● REQUIRED TASK
Below are some records. Count the lines with "this" in them and give nothing but the total.

● ENTRIES SHOWN
** BEGIN **
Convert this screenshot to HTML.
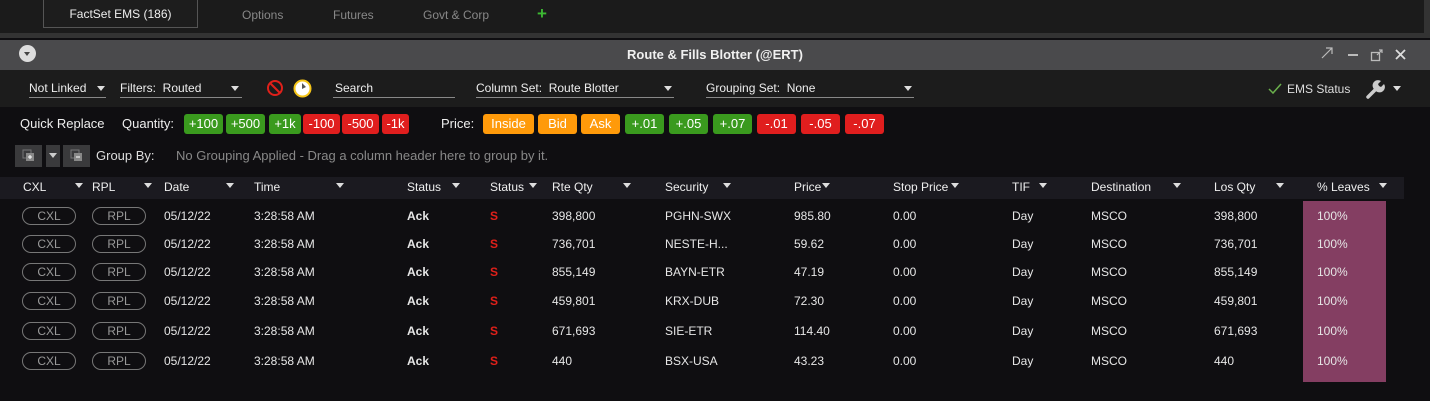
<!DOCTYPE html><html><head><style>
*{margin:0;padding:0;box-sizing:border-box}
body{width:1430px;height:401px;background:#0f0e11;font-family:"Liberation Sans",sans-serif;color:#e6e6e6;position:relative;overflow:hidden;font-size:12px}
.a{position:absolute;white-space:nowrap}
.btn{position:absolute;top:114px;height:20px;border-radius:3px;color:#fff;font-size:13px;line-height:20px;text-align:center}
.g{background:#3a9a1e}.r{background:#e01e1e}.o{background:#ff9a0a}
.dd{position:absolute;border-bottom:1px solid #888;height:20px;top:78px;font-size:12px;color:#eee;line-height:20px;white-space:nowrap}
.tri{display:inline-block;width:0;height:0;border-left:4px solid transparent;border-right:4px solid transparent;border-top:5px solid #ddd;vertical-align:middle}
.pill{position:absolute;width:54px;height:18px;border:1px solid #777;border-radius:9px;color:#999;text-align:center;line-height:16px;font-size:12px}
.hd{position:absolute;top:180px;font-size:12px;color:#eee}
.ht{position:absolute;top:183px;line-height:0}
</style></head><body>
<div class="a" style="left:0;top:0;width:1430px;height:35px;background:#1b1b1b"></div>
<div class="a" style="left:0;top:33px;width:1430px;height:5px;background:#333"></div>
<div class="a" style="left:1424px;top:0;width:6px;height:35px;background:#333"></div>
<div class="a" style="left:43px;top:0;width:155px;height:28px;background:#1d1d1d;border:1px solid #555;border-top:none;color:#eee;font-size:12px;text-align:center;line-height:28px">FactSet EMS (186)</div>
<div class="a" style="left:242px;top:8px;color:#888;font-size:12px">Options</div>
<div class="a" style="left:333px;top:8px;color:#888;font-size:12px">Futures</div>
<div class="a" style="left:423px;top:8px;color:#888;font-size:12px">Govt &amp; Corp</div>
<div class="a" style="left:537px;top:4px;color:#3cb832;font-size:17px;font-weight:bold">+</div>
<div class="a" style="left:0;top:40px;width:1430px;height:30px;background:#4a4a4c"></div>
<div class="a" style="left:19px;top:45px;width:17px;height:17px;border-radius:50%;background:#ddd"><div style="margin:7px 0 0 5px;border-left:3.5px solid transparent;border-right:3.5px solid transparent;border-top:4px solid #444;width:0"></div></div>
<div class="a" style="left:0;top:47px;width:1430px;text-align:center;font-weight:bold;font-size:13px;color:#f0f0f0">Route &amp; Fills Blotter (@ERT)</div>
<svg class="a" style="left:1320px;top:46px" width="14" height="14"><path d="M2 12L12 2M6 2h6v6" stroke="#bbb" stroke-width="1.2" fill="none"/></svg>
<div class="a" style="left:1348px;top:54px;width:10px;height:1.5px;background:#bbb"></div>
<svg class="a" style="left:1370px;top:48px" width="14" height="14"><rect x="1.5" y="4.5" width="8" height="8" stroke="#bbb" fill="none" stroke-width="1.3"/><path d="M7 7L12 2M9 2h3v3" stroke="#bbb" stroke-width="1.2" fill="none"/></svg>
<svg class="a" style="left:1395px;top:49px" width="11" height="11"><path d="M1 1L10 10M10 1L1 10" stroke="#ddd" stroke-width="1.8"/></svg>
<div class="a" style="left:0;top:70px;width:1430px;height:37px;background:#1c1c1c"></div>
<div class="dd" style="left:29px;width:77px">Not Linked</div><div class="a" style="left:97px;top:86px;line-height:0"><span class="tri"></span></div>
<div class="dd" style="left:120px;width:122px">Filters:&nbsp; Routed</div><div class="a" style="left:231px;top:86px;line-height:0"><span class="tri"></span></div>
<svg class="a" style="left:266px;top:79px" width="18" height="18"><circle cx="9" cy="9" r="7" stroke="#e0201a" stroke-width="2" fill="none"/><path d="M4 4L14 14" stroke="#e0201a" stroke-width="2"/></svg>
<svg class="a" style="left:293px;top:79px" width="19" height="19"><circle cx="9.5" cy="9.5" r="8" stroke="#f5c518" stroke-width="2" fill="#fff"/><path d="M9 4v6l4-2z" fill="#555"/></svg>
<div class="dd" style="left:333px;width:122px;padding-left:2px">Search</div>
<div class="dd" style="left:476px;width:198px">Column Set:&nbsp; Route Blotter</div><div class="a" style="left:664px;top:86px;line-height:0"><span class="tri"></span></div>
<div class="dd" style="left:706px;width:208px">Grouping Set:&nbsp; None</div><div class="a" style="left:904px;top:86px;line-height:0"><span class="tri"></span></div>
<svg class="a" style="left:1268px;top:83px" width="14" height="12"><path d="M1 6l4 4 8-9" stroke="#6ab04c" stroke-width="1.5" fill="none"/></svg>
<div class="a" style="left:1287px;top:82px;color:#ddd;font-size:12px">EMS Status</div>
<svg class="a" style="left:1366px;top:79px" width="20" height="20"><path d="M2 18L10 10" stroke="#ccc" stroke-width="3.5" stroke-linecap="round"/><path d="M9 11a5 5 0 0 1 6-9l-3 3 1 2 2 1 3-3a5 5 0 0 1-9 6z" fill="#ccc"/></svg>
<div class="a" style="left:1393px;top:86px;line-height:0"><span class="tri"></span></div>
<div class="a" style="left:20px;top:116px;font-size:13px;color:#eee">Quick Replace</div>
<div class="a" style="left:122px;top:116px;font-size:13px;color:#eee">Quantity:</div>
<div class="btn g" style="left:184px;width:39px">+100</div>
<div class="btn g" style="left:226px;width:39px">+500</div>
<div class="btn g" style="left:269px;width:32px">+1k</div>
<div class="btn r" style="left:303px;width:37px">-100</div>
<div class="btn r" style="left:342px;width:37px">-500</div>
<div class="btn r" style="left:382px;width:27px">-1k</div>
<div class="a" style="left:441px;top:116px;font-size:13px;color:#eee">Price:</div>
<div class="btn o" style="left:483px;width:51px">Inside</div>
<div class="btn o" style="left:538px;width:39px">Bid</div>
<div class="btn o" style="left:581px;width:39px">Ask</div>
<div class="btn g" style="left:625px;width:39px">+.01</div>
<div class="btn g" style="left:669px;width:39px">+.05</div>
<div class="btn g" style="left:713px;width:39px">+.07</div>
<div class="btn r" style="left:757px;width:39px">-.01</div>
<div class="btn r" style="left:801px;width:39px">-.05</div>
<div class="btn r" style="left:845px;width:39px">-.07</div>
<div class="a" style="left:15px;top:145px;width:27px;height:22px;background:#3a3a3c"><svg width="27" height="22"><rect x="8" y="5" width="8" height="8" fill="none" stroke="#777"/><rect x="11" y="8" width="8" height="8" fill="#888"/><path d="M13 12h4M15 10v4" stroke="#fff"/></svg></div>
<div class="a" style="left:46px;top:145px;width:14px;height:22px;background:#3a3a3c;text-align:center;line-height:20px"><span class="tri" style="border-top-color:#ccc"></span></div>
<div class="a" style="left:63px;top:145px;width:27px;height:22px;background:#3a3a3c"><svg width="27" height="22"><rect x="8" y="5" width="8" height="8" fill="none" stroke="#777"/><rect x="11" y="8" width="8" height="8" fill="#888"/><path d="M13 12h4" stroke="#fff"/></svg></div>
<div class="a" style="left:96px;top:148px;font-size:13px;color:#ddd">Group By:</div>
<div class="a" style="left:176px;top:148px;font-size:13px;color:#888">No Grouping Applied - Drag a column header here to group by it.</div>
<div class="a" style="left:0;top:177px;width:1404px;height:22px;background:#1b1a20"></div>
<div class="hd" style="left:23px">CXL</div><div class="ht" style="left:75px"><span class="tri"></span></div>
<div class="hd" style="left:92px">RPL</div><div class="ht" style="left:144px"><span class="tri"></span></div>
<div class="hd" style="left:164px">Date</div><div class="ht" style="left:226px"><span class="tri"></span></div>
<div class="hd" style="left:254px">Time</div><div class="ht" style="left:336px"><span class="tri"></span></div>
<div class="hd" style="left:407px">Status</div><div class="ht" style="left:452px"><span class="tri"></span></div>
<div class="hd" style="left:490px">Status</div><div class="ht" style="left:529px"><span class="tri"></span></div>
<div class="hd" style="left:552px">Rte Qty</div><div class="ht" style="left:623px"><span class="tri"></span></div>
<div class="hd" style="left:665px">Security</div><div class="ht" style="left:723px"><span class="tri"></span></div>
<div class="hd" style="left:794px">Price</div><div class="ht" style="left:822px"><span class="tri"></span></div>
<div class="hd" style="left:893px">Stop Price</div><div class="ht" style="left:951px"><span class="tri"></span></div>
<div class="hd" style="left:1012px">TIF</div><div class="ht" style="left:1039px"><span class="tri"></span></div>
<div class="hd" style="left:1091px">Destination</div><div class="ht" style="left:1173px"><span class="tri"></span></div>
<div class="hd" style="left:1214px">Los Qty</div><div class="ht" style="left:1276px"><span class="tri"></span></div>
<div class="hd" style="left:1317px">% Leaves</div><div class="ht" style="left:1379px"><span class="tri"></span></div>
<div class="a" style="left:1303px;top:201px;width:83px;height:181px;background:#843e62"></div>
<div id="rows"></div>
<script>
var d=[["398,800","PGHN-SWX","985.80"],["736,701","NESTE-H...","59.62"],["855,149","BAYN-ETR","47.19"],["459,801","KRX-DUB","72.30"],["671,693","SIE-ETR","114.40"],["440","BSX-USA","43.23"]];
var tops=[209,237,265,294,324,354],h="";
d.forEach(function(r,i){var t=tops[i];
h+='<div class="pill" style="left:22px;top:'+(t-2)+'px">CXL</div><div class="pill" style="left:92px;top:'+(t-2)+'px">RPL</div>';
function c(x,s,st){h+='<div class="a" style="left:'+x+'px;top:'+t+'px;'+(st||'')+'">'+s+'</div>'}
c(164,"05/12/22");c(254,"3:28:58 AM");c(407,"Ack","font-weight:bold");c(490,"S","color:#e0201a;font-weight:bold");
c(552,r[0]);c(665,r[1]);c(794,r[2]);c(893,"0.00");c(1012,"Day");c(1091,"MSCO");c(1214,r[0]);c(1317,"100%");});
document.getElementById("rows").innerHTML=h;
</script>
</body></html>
** END **
** BEGIN **
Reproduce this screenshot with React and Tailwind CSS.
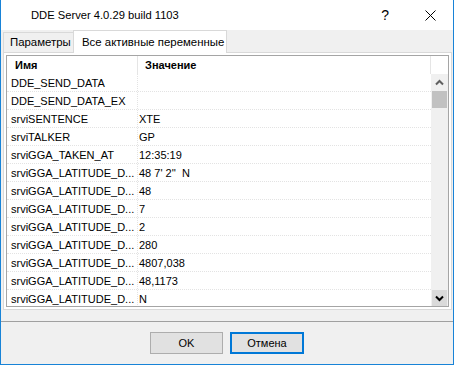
** END **
● EXERCISE OUTPUT
2